Namun, geliat perdagangan itu juga memancing praktik penyelundupan. Barang-barang dari Singapura mengalir deras tanpa kendali. Untuk menertibkannya, pemerintah mendirikan pos Polisi Istimewa (Mobrig) dan kantor douane (bea cukai) di perbatasan Riau-Sumatra Barat. Meski “aneh” bagi satu daerah memungut bea dari daerah tetangga, kebijakan ini dilakukan demi mencegah spekulasi dan menjaga kestabilan harga. Majelis Keuangan ini bertahan hingga Agresi Militer II, ketika Belanda menduduki Bukittinggi dan Pekanbaru.
Dan mungkin, bab paling menggetarkan dalam catatan ini adalah pengumpulan emas rakyat untuk perjuangan. Pada 27 Juli 1947, di bioskop Padang Panjang, Residen Rasyid dan Kolonel Ismael Lengah memimpin rapat yang kemudian menjadi saksi solidaritas tak tertandingi. Di tengah perang dan kemiskinan, rakyat melepas gelang, subang, liontin, bahkan cincin kawin mereka. Air mata dan emas berpadu dalam satu kesadaran kolektif: merdeka harus dibayar dengan apa saja yang dimiliki.
Dua bulan kemudian, Wakil Presiden Mohammad Hatta memprakarsai pembentukan Panitia Pusat Pengumpulan Emas. Tujuannya: membeli pesawat terbang untuk perjuangan. Kampanye emas itu berhasil besar, tetapi sejarah mencatat kepedihan. Pesawat yang dibeli dari hasil sumbangan rakyat itu jatuh di dekat Tanjung Hantu, Malaysia, menewaskan dua penerbang muda: Halim Perdanakusumah dan Iswahyudi.

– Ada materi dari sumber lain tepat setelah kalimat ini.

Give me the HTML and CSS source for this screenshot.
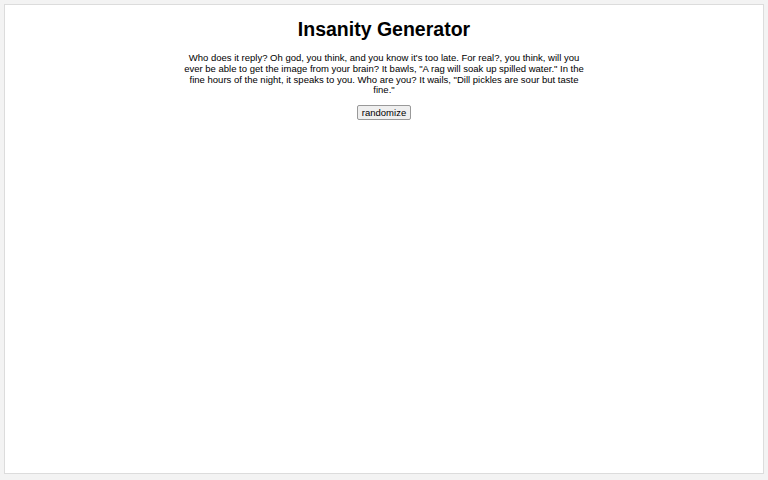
FILE: index.html
```html
<!DOCTYPE html>
<html>
<head>
<meta charset="utf-8">
<link rel="stylesheet" href="styles.css">
</head>
<body>
<div class="panel">
  <h1 class="title">Insanity Generator</h1>
  <p class="story">Who does it reply? Oh god, you think, and you know it's too late. For real?, you think, will you ever be able to get the image from your brain? It bawls, "A rag will soak up spilled water." In the fine hours of the night, it speaks to you. Who are you? It wails, "Dill pickles are sour but taste fine."</p>
  <button class="btn">randomize</button>
</div>
</body>
</html>
```
FILE: styles.css
```css
html, body { margin: 0; padding: 0; }
body {
  background: #f3f3f3;
  font-family: "Liberation Sans", Arial, sans-serif;
  padding: 4px;
  height: 480px;
  box-sizing: border-box;
}
.panel {
  background: #fff;
  border: 1px solid #dcdcdc;
  height: 470px;
  box-sizing: border-box;
  display: flex;
  flex-direction: column;
  align-items: center;
}
.title {
  font-size: 19.5px;
  font-weight: bold;
  margin: 13px 0 0;
  line-height: 22px;
  color: #000;
}
.story {
  width: 404px;
  font-size: 9.5px;
  line-height: 10.8px;
  text-align: center;
  margin: 13px 0 0;
  color: #000;
}
.btn {
  margin-top: 9px;
  font-family: "Liberation Sans", Arial, sans-serif;
  font-size: 9.5px;
  line-height: 11px;
  padding: 1px 4px;
  background: #efefef;
  border: 1px solid #999;
  border-radius: 2px;
  color: #000;
}
```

Sisa emas sebanyak 2,5 kilogram disimpan di Bank Negara, lalu diserahkan ke Bank Indonesia di Jakarta setelah pengakuan kedaulatan. Kepala cabang BNI Padang, Syamsu Anwar, sempat mengusulkan agar emas itu tetap disimpan di Padang sebagai simbol gotong royong dan pengorbanan rakyat Sumatra Barat. Tapi seperti banyak hal lain dalam sejarah, emas itu pun akhirnya berpindah ke pusat.
Di setiap helai catatan, terlihat jelas bagaimana ekonomi bukan sekadar urusan angka, tapi juga bagian dari wujud ideologis dari perjuangan kemerdekaan. Ketika uang dicetak, bank dibangun, padi dikumpulkan, dan emas diserahkan, semua itu bukan semata strategi finansial tetapi pernyataan eksistensial bangsa. Bahwa kemerdekaan bukan hadiah, melainkan hasil dari keberanian menakar nilai, bahkan ketika harga diri lebih tinggi dari nominal apa pun.
(Sumber utama: Buku “Sejarah Sosial di Daerah Sumatra Barat,” Departemen Pendidikan dan Kebudayaan, Direktorat Sejarah dan Nilai Tradisional, Proyek-Proyek dan Dokumentasi Sejarah Nasional, 1983/1984.)